Now the grass, tomorrow
the stiff curl of wildcarrot leaf
One by one objects are defined—
It quickens: clarity, outline of leaf

But now the stark dignity of
entrance—Still, the profound change
has come upon them: rooted, they
grip down and begin to awaken

“Hey bud, let’s party!”

I think we all feel like that: a little shaken, a little uncertain, but ready to drop our shackles and meet each other face to face. Or, in the immortal words of Jeff Spicoli, “Hey bud, let’s party!”

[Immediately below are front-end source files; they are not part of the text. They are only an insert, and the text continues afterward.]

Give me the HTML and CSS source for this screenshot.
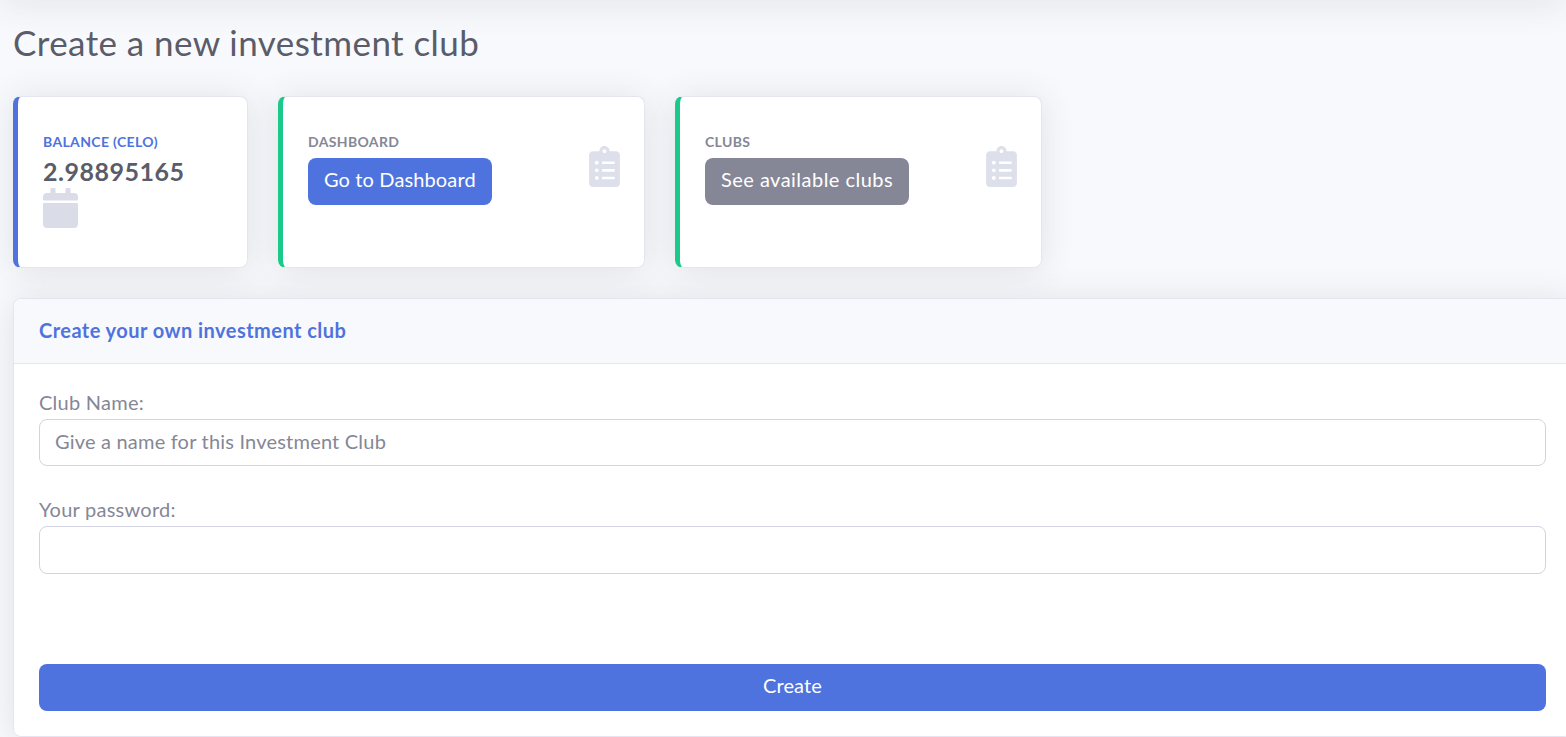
FILE: index.html
```html
<!DOCTYPE html>
<html lang="en">
<head>
<meta charset="utf-8">
<title>Create a new investment club</title>
<link rel="stylesheet" href="styles.css">
</head>
<body>
<div class="topbar"></div>
<main class="page">
  <h1 class="title">Create a new investment club</h1>
  <section class="stats">
    <article class="stat stat-primary">
      <div class="stat-label label-primary">Balance (CELO)</div>
      <div class="stat-value">2.98895165</div>
      <svg class="icon-calendar" viewBox="0 0 448 512" aria-hidden="true"><path d="M12 192h424c6.600 0 12 5.400 12 12v260c0 26.500-21.500 48-48 48H48c-26.500 0-48-21.500-48-48V204c0-6.600 5.400-12 12-12zm436-44v-36c0-26.500-21.500-48-48-48h-48V12c0-6.600-5.400-12-12-12h-40c-6.600 0-12 5.400-12 12v52H160V12c0-6.600-5.400-12-12-12h-40c-6.600 0-12 5.400-12 12v52H48C21.500 64 0 85.500 0 112v36c0 6.600 5.400 12 12 12h424c6.600 0 12-5.400 12-12z"/></svg>
    </article>
    <article class="stat stat-success">
      <div class="stat-main">
        <div class="stat-label">Dashboard</div>
        <a class="btn btn-primary" href="#">Go to Dashboard</a>
      </div>
      <svg class="icon-clipboard" viewBox="0 0 384 512" aria-hidden="true"><path d="M336 64h-80c0-35.300-28.700-64-64-64s-64 28.700-64 64H48C21.500 64 0 85.500 0 112v352c0 26.500 21.500 48 48 48h288c26.500 0 48-21.500 48-48V112c0-26.500-21.500-48-48-48zM96 424c-13.300 0-24-10.700-24-24s10.700-24 24-24 24 10.700 24 24-10.700 24-24 24zm0-96c-13.300 0-24-10.700-24-24s10.700-24 24-24 24 10.700 24 24-10.700 24-24 24zm0-96c-13.300 0-24-10.700-24-24s10.700-24 24-24 24 10.700 24 24-10.700 24-24 24zm96-192c13.300 0 24 10.700 24 24s-10.700 24-24 24-24-10.700-24-24 10.700-24 24-24zm128 368c0 4.400-3.600 8-8 8H168c-4.400 0-8-3.600-8-8v-16c0-4.400 3.600-8 8-8h144c4.400 0 8 3.600 8 8v16zm0-96c0 4.400-3.600 8-8 8H168c-4.400 0-8-3.600-8-8v-16c0-4.400 3.600-8 8-8h144c4.400 0 8 3.600 8 8v16zm0-96c0 4.400-3.600 8-8 8H168c-4.400 0-8-3.600-8-8v-16c0-4.400 3.600-8 8-8h144c4.400 0 8 3.600 8 8v16z"/></svg>
    </article>
    <article class="stat stat-success">
      <div class="stat-main">
        <div class="stat-label">Clubs</div>
        <a class="btn btn-secondary" href="#">See available clubs</a>
      </div>
      <svg class="icon-clipboard" viewBox="0 0 384 512" aria-hidden="true"><path d="M336 64h-80c0-35.300-28.700-64-64-64s-64 28.700-64 64H48C21.500 64 0 85.500 0 112v352c0 26.500 21.500 48 48 48h288c26.500 0 48-21.500 48-48V112c0-26.500-21.500-48-48-48zM96 424c-13.300 0-24-10.700-24-24s10.700-24 24-24 24 10.700 24 24-10.700 24-24 24zm0-96c-13.300 0-24-10.700-24-24s10.700-24 24-24 24 10.700 24 24-10.700 24-24 24zm0-96c-13.300 0-24-10.700-24-24s10.700-24 24-24 24 10.700 24 24-10.700 24-24 24zm96-192c13.300 0 24 10.700 24 24s-10.700 24-24 24-24-10.700-24-24 10.700-24 24-24zm128 368c0 4.400-3.600 8-8 8H168c-4.400 0-8-3.600-8-8v-16c0-4.400 3.600-8 8-8h144c4.400 0 8 3.600 8 8v16zm0-96c0 4.400-3.600 8-8 8H168c-4.400 0-8-3.600-8-8v-16c0-4.400 3.600-8 8-8h144c4.400 0 8 3.600 8 8v16zm0-96c0 4.400-3.600 8-8 8H168c-4.400 0-8-3.600-8-8v-16c0-4.400 3.600-8 8-8h144c4.400 0 8 3.600 8 8v16z"/></svg>
    </article>
  </section>
  <section class="panel">
    <header class="panel-header">Create your own investment club</header>
    <form class="panel-body">
      <label class="field">
        <span class="field-label">Club Name:</span>
        <input class="input" type="text" placeholder="Give a name for this Investment Club">
      </label>
      <label class="field">
        <span class="field-label">Your password:</span>
        <input class="input input-tall" type="password">
      </label>
      <button class="btn btn-primary btn-block" type="button">Create</button>
    </form>
  </section>
</main>
</body>
</html>
```

FILE: styles.css
```css
* { box-sizing: border-box; }

html, body {
  margin: 0;
  height: 737px;
  overflow: hidden;
}

body {
  background: #f8f9fc;
  color: #858796;
  font-family: "Lato", "Noto Sans", sans-serif;
  font-size: 20px;
}

.topbar {
  height: 20px;
  margin-top: -20px;
  box-shadow: 0 2px 35px rgba(58, 59, 69, 0.15);
}

.page {
  padding: 0 0 0 13px;
  width: 1572px;
}

.title {
  margin: 0;
  padding-top: 20px;
  height: 96px;
  font-size: 35px;
  line-height: 44px;
  font-weight: 400;
  letter-spacing: 0.43px;
  color: #5a5c69;
}

.stats {
  display: grid;
  grid-template-columns: 235px 367px 367px;
  gap: 30px;
  height: 172px;
}

.stat {
  display: flex;
  align-items: flex-start;
  justify-content: space-between;
  background: #fff;
  border: 1px solid #e3e6f0;
  border-radius: 8px;
  padding: 36px 24px 0 25px;
  box-shadow: 0 2.5px 35px rgba(58, 59, 69, 0.12);
}

.stat-primary {
  display: block;
  border-left: 5px solid #4e73df;
}

.stat-success { border-left: 5px solid #1cc88a; }

.stat-label {
  font-size: 14px;
  line-height: 17px;
  font-weight: 700;
  letter-spacing: 0.35px;
  text-transform: uppercase;
  color: #858796;
}

.label-primary { color: #4e73df; }

.stat-value {
  margin-top: 6px;
  font-size: 25px;
  line-height: 30px;
  font-weight: 700;
  letter-spacing: 0.5px;
  color: #5a5c69;
}

.icon-calendar {
  display: block;
  width: 35px;
  height: 40px;
  margin-top: 2px;
  fill: #dadde8;
}

.icon-clipboard {
  display: block;
  flex: none;
  width: 31px;
  height: 41px;
  margin-top: 13px;
  fill: #dddfeb;
}

.btn {
  display: inline-block;
  border: 1px solid transparent;
  border-radius: 8px;
  padding: 0 15px;
  height: 47px;
  font-family: inherit;
  font-size: 20px;
  line-height: 41px;
  font-weight: 400;
  letter-spacing: 0.13px;
  color: #fff;
  text-decoration: none;
}

.stat-main .btn { margin-top: 8px; }

.btn-primary { background: #4e73df; }
.btn-secondary { background: #858796; letter-spacing: 0.47px; }
.btn-block { display: block; width: 100%; padding-bottom: 4px; }

.panel {
  margin-top: 30px;
  height: 439px;
  background: #fff;
  border: 1px solid #e3e6f0;
  border-radius: 8px;
  box-shadow: 0 2.5px 35px rgba(58, 59, 69, 0.12);
  overflow: hidden;
}

.panel-header {
  height: 65px;
  padding: 0 25px;
  background: #f8f9fc;
  border-bottom: 1px solid #e3e6f0;
  font-size: 20px;
  line-height: 63px;
  font-weight: 700;
  letter-spacing: 0.45px;
  color: #4e73df;
}

.panel-body {
  padding: 25px 25px 0;
}

.field {
  display: block;
  margin-bottom: 30px;
}

.field-label {
  display: block;
  height: 30px;
  line-height: 26px;
  letter-spacing: 0.25px;
}

.input {
  display: block;
  width: 100%;
  height: 47px;
  padding: 0 15px 4px;
  background: #fff;
  border: 1px solid #d1d3e2;
  border-radius: 8px;
  font-family: inherit;
  font-size: 20px;
  letter-spacing: 0.2px;
  color: #6e707e;
}

.input-tall { height: 48px; }

.input::placeholder {
  color: #858796;
  opacity: 1;
}

.panel-body .btn-block { margin-top: 90px; }
```
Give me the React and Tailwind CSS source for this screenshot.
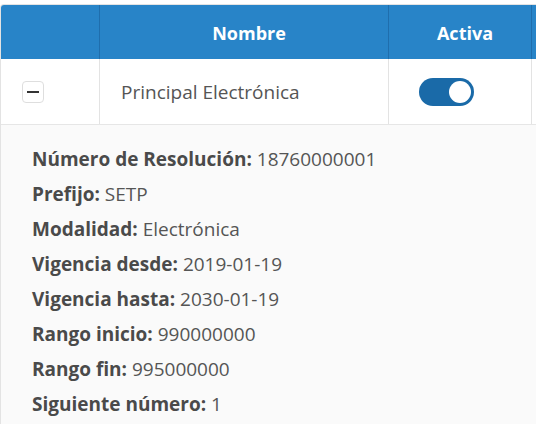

So for one year, in 2021, let’s recognize our historical roots and declare March 25 New Year’s Day. Pop a bottle, host a dinner, hug a friend, play the music a little loud. We’ve earned it. Use all the necessary precautions, but celebrate. Plus, March 25 falls on a Thursday this year, so we can take Friday off and turn it into a four-day weekend.

Give me some watermelon sugar! Let’s party like it’s 1999.

2 comments

  1. Russ you had me chuckling during most of your blog. Then I had to look up some history points but I enjoyed it all. Thanks

  2. I thought Jeff said let’s. party Dude, but then I’m guessing he doesn’t remember so I might not either.